Proving his theory, Zee shows Adama a speculative film of what the destruction of the Earth would look like at Cylon hands (or pulsar cannons). Want to know what it looks like? Conveniently, just like stock footage from the Universal movie Earthquake (1976) only with Cylon ships superimposed over the action. Every time a building in L.A. is about to crumble (from the earthquake), instead a blue Cylon blast hits it, making it look like a laser salvo. Cheap isn't the word for this sequence. It's insulting.
The mattes in the Los Angeles attack scene are terrible too.
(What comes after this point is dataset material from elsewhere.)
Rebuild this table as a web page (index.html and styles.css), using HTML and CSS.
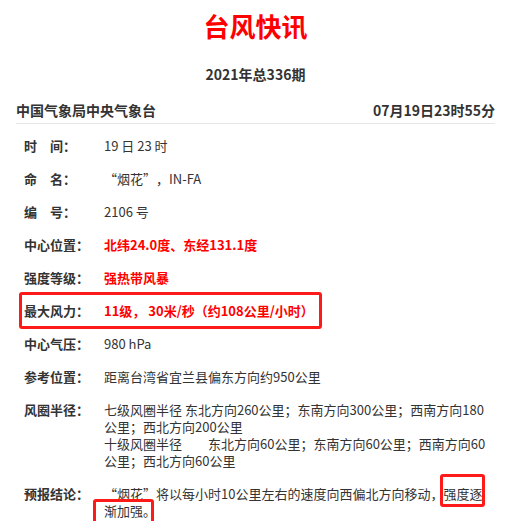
FILE: index.html
```html
<!DOCTYPE html>
<html lang="zh-CN">
<head>
    <meta charset="UTF-8">
    <meta name="viewport" content="width=device-width, initial-scale=1.0">
    <title>台风快讯</title>
    <link rel="stylesheet" href="styles.css">
</head>
<body>
    <div class="container">
        <h1 class="title">台风快讯</h1>
        <div class="issue">2021年总336期</div>
        <div class="header">
            <span>中国气象局中央气象台</span>
            <span>07月19日23时55分</span>
        </div>

        <div class="info">
            <div class="row">
                <div class="label">时　间：</div>
                <div class="value">19 日 23 时</div>
            </div>
            <div class="row">
                <div class="label">命　名：</div>
                <div class="value">“烟花”，IN-FA</div>
            </div>
            <div class="row">
                <div class="label">编　号：</div>
                <div class="value">2106 号</div>
            </div>
            <div class="row">
                <div class="label">中心位置：</div>
                <div class="value red">北纬24.0度、东经131.1度</div>
            </div>
            <div class="row">
                <div class="label">强度等级：</div>
                <div class="value red">强热带风暴</div>
            </div>
            <div class="row marked">
                <div class="label">最大风力：</div>
                <div class="value red">11级， 30米/秒（约108公里/小时）</div>
            </div>
            <div class="row">
                <div class="label">中心气压：</div>
                <div class="value">980 hPa</div>
            </div>
            <div class="row">
                <div class="label">参考位置：</div>
                <div class="value">距离台湾省宜兰县偏东方向约950公里</div>
            </div>
            <div class="row">
                <div class="label">风圈半径：</div>
                <div class="value">
                    七级风圈半径 东北方向260公里；东南方向300公里；西南方向180公里；西北方向200公里<br>
                    十级风圈半径　　东北方向60公里；东南方向60公里；西南方向60公里；西北方向60公里
                </div>
            </div>
            <div class="row">
                <div class="label">预报结论：</div>
                <div class="value">“烟花”将以每小时10公里左右的速度向西偏北方向移动，<span class="mark mark-a">强度逐</span><span class="mark mark-b">渐加强。</span></div>
            </div>
        </div>
    </div>
</body>
</html>
```

FILE: styles.css
```css
/* General Styles */
body {
    font-family: "Noto Sans CJK SC", "Noto Sans", sans-serif;
    background-color: #ffffff;
    color: #333333;
    margin: 0;
    padding: 0;
    text-spacing-trim: space-all;
}

.container {
    padding: 11px 11px 0 16px;
}

/* Title */
.title {
    margin: 0;
    font-size: 26px;
    line-height: 30px;
    font-weight: bold;
    color: #ff0000;
    text-align: center;
}

.issue {
    margin-top: 23px;
    font-size: 14px;
    line-height: 20px;
    font-weight: bold;
    text-align: center;
}

.header {
    display: flex;
    justify-content: space-between;
    margin-top: 16px;
    padding-bottom: 3px;
    font-size: 14px;
    line-height: 20px;
    font-weight: bold;
    border-bottom: 1px solid #e6e6e6;
}

/* Info rows */
.info {
    padding: 13px 5px 0 8px;
    font-size: 13px;
    line-height: 17px;
}

.row {
    display: flex;
    margin-bottom: 16px;
    position: relative;
}

.label {
    width: 80px;
    flex-shrink: 0;
    font-weight: bold;
}

.value {
    flex: 1;
}

.red {
    color: #ff0000;
    font-weight: bold;
}

/* Red annotation boxes */
.marked::after {
    content: "";
    position: absolute;
    left: -5px;
    top: -10px;
    width: 297px;
    height: 31px;
    border: 3px solid #ff1a1a;
    border-radius: 3px;
}

.mark {
    position: relative;
}

.mark::after {
    content: "";
    position: absolute;
    border: 3px solid #ff1a1a;
    border-radius: 3px;
}

.mark-a::after {
    left: -3px;
    right: -3px;
    top: -10px;
    bottom: -4px;
}

.mark-b::after {
    left: -11px;
    right: 2px;
    top: -2px;
    bottom: -4px;
}
```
Black lines are visible around the strafing craft at all times, scale fluctuates, and the black hooks used in the motion control process are visible on the tails of the Cylon ships throughout. It all looks slapped together to make a quick buck.
Welcome to Galactica: 1980.
From there, the series involved Adama and his grand-son Boxey - re-named Troy - trying to figure out a way to bring Earth technology up to speed so it can resist a Cylon attack. Adama and Zee want to do this by secretly delivering Colonial technology to kindly scientists (like the Brady Bunch's Robert Reed...) but a renegade scientist among the fleet, Xavier, is impatient. He believes he could travel back in time and alter Earth's history so that it will be ready now, in 1980, to assist. The premise (not counting the time travel angle...)was basically a variation on The Day The Earth Stood Still (1951): advanced aliens interact with humans to offer superior technology and peaceful co-existence.
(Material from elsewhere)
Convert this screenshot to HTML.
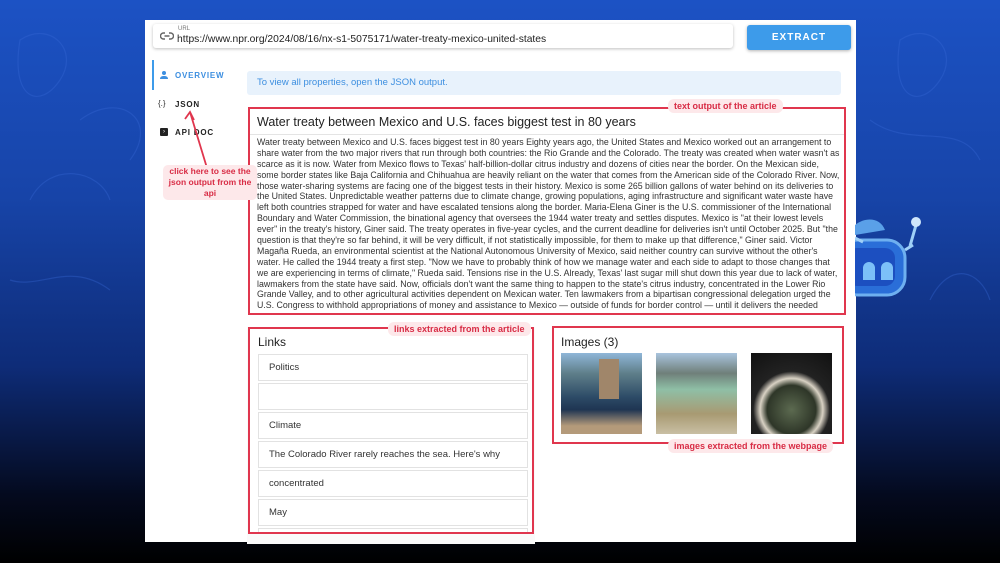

Maybe that's not the best premise in the cosmos. Maybe it's not even particularly promising. But it certainly seems that it could have been workable, right? But where Galactica:1980 failed rather dramatically was in executing the premise
To wit, the first episode found Colonial Warriors Troy and Dillon riding space-age motorcycles that could actually fly, a ludicrous concept again made even worse by bad rear-projection and process work. They battled with a motorcycle gang, and there were lots of double takes and foolish reaction shots as the Colonials flew off into the sky...
If that wasn't bad enough, succeeding episodes were actually not that good. The second story, "The Super Scouts," found Troy and Dillon rescuing a group of Colonial children (ugh!) and hiding them on Earth as boy/girl scouts (ugh! ugh!). The children had little devices which could render them invisible (ugh! ugh! ugh!). Also, Earth's gravity rendered Galacticans super power and strength so they could jump like the Six-Million Dollar Man or Bionic Woman (ugh! ugh! ugh! ugh!). The story was a meditation on the dangers of pollution but it was really just playtime for the kiddies. One scene depicted the invisible children tossing apples at corrupt local policemen.
What treasures laid ahead for Galactica:1980 after this triumph? "Spaceball" -an episode I refer to as Chariot of the Gods meets The Bad News Bears (1976). This tale found the super scouts playing baseball at a camp for underprivileged children! Just image what wacky fun that was! Then came "The Night the Cylons Landed" on April 13 and April 20th 1980, which found the Cylons (led by an android named Andromus) crashing on Earth and seeking the help of guest star Wolfman Jack to "phone home" to the Empire.
The final episode of the series (the sixth story...) aired on May 4, 1980. It was called "The Return of Starbuck" and was a flashback story that saw guest star Dirk Benedict back as Lt. Starbuck. Stranded on an alien planet, he befriends a Cylon named "Cy" and helped a strange woman named Angela (Chapman), who is actually Dr. Zee's mother, get back to the fleet. As bad as this no doubt sounds, it was about a hundred times better than any other episode of Galactica:1980, a series that re-used all the props of the original 1978 space adventure but had none of the heart.
The science fiction press was not kind. "If Galactica fans were expecting the worst when the sequel arrived in 1980, they certainly weren't disappointed," wrote Epilog Magazine in 1993. "The stories were a complete waste of time" opined Michael Cassutt in The Best of Science Fiction Television (Harmony; 1987). And TV Zone called the show "an embarrassing, child-oriented mess." (June 1995, page 5).
I'm afraid Galactica:1980 finds no additional love from me, even in retrospect. Indeed, I was a ten-year old kid in 1980, and even at that age, I was insulted. This was, perhaps, my first exposure with the idea that entertainment I loved could be corrupted and destroyed by the very people who had crafted superior material. To put it bluntly, by my reckoning, Galactica:1980 is the nadir of televised sci-fi. Indulging in fan hyperbole..it was the worst show. EVER.
If you want to see for yourself just how bad Galactica:1980 is, please feel free. It's airing on the Sci-Fi Channel this Thursday morning (April 6). I recommend you watch it. Because if we don't remember history, we're doomed to repeat it.